* Task description
Take every line where the string "image" appears and copy it.

* Front-end source files
----------------------------------------
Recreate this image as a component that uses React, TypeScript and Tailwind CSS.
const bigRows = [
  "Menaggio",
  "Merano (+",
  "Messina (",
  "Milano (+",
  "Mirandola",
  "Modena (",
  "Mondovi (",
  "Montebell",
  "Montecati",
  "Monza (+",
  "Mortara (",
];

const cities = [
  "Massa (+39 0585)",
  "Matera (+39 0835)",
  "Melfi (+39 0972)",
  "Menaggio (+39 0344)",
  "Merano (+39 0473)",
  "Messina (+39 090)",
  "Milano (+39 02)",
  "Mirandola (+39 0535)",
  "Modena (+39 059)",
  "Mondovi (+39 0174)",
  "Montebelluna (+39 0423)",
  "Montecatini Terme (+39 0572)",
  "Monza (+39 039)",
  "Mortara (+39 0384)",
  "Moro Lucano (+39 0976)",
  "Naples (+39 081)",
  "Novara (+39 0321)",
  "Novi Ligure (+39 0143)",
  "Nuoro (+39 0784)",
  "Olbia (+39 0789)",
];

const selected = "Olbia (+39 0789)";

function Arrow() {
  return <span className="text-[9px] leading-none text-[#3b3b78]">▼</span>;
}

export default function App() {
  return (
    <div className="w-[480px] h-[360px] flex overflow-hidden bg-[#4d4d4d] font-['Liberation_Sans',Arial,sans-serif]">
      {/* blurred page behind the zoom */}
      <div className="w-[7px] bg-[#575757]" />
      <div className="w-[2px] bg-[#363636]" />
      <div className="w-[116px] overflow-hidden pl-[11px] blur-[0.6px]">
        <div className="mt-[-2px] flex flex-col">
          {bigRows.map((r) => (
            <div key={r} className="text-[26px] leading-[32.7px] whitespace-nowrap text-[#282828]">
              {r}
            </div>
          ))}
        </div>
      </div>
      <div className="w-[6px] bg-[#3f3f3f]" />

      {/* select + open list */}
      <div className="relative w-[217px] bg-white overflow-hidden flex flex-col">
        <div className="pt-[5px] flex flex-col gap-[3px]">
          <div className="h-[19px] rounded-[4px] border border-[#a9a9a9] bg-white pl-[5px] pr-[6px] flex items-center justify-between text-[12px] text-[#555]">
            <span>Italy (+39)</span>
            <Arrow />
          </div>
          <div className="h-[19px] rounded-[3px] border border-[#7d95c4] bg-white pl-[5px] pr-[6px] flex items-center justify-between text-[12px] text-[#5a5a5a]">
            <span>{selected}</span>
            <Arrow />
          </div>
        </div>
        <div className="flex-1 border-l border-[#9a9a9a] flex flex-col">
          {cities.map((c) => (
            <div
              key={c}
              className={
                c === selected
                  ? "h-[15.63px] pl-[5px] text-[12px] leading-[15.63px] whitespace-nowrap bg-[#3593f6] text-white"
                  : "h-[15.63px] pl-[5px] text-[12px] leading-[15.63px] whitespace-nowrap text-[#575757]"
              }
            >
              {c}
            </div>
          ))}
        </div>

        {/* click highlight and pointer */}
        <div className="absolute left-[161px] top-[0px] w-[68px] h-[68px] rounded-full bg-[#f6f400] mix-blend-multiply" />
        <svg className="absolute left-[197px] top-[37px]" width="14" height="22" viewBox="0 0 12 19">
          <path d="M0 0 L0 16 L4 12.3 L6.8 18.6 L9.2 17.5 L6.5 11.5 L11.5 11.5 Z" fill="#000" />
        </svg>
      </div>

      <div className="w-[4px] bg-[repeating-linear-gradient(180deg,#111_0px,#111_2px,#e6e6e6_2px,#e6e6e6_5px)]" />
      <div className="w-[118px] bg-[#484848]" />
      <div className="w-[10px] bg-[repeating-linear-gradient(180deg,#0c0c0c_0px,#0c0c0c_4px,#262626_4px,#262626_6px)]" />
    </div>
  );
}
----------------------------------------
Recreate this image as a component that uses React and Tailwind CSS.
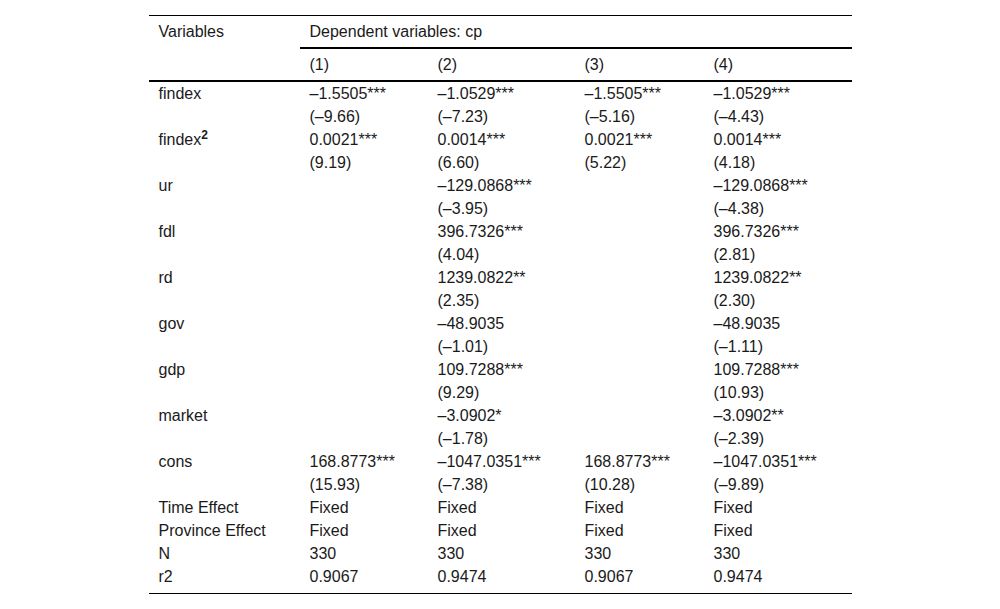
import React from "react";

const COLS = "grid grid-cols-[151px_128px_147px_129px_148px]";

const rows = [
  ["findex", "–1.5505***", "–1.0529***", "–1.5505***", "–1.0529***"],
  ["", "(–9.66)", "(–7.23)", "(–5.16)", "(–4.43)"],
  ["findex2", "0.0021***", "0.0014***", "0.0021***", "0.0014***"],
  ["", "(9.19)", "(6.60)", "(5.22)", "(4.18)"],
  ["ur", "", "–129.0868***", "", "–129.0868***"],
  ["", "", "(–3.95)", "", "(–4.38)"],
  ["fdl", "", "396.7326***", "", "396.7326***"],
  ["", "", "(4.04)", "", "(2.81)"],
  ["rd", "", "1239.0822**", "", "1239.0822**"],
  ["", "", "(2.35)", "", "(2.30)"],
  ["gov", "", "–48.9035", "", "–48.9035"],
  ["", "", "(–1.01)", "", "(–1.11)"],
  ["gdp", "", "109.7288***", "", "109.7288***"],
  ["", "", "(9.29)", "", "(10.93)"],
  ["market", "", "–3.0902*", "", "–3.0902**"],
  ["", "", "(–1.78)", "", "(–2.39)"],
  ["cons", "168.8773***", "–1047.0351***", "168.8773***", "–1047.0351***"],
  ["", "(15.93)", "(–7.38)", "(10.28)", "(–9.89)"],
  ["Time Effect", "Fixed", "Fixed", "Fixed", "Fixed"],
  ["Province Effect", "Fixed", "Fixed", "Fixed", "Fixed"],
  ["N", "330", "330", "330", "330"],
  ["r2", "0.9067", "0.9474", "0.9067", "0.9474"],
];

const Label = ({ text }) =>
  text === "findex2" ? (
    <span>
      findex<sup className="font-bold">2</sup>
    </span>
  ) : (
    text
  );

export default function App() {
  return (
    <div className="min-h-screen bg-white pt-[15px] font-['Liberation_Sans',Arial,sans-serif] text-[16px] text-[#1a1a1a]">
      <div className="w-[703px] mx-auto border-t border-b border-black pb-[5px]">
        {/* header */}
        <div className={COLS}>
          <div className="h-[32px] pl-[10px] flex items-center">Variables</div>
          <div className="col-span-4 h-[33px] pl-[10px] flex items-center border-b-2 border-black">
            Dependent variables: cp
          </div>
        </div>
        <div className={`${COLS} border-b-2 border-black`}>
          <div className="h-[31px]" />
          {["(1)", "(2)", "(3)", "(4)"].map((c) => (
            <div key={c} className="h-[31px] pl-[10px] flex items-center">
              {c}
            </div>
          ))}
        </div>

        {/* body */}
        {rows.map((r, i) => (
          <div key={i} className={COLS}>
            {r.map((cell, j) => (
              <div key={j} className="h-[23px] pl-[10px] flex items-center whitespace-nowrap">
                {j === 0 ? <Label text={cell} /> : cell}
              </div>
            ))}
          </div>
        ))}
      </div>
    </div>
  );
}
----------------------------------------
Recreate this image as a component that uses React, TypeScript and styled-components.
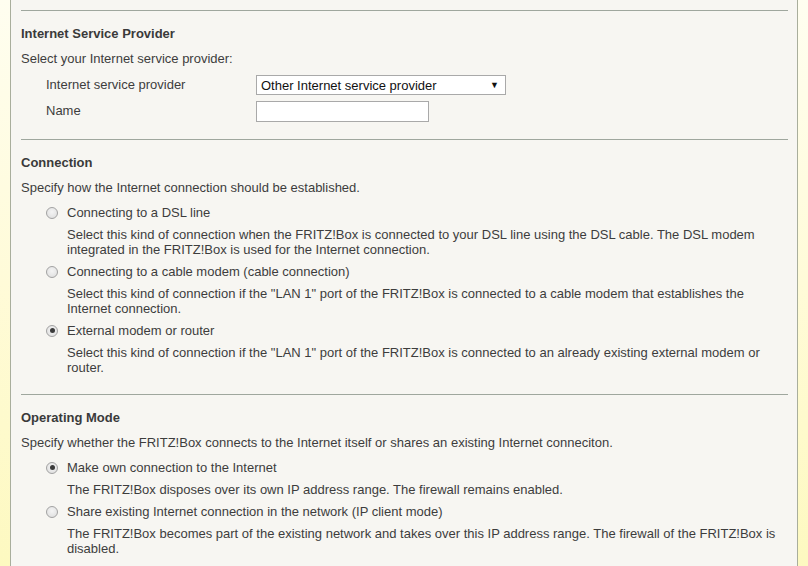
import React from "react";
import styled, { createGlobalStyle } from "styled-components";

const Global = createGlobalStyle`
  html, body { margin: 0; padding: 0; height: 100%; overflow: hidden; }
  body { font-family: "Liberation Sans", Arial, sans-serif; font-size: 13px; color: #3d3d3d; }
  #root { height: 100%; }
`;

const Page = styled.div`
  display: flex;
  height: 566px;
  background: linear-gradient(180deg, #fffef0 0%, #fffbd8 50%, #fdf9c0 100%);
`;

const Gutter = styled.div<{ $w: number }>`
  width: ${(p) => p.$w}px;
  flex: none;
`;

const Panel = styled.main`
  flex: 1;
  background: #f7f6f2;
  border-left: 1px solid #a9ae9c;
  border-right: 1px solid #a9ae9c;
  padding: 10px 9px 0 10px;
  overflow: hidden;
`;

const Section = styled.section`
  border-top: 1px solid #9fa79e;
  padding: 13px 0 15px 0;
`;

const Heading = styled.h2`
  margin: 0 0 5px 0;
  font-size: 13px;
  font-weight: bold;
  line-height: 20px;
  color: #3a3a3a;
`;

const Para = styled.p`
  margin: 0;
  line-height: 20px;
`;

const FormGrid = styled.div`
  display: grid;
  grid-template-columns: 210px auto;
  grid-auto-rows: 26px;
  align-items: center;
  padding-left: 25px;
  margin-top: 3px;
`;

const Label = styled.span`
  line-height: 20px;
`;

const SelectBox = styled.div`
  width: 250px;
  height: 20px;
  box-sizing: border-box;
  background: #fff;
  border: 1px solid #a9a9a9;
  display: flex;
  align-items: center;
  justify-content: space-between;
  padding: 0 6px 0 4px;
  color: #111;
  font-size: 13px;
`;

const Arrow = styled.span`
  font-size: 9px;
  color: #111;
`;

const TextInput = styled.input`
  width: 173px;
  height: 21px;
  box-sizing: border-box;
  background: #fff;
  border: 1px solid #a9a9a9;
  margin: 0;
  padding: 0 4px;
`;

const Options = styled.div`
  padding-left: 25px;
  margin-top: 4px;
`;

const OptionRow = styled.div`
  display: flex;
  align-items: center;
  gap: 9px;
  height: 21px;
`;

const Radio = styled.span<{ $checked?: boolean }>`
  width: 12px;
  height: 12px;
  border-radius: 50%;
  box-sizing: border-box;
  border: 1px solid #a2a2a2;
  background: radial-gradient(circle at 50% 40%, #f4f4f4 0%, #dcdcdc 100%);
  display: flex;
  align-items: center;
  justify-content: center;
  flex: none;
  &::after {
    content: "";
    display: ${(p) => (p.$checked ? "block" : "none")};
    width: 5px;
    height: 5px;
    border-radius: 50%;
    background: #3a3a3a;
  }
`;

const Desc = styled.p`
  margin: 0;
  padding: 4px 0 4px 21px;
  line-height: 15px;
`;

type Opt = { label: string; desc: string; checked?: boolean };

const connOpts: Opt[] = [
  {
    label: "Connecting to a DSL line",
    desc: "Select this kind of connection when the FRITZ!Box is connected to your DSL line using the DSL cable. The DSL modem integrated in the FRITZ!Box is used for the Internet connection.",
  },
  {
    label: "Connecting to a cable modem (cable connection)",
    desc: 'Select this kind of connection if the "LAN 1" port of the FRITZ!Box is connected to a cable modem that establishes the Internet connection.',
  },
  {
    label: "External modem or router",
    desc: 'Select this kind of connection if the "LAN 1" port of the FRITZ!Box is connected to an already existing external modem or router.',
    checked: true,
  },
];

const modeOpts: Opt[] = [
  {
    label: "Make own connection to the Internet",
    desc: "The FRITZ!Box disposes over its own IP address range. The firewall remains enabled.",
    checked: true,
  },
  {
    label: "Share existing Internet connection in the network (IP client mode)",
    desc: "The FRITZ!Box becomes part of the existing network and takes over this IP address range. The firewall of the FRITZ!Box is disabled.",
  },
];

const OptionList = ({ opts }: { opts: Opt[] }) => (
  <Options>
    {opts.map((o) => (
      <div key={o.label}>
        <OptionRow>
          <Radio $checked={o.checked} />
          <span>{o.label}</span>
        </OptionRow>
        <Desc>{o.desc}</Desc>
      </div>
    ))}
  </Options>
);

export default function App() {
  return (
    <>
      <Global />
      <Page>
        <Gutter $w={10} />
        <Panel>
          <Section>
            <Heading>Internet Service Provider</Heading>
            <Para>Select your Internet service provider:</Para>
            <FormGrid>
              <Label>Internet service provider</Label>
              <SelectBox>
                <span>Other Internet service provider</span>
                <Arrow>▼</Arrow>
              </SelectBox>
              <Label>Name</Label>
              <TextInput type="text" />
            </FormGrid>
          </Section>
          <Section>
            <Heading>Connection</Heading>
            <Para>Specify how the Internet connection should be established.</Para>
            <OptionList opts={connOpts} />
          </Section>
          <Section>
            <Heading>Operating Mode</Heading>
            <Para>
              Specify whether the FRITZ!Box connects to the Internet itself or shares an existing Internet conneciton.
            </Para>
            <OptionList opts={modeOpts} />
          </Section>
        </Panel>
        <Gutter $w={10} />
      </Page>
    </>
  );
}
----------------------------------------
* Solution for this exercise
Recreate this image as a component that uses React, TypeScript and Tailwind CSS.
Recreate this image as a component that uses React and Tailwind CSS.
Recreate this image as a component that uses React, TypeScript and styled-components.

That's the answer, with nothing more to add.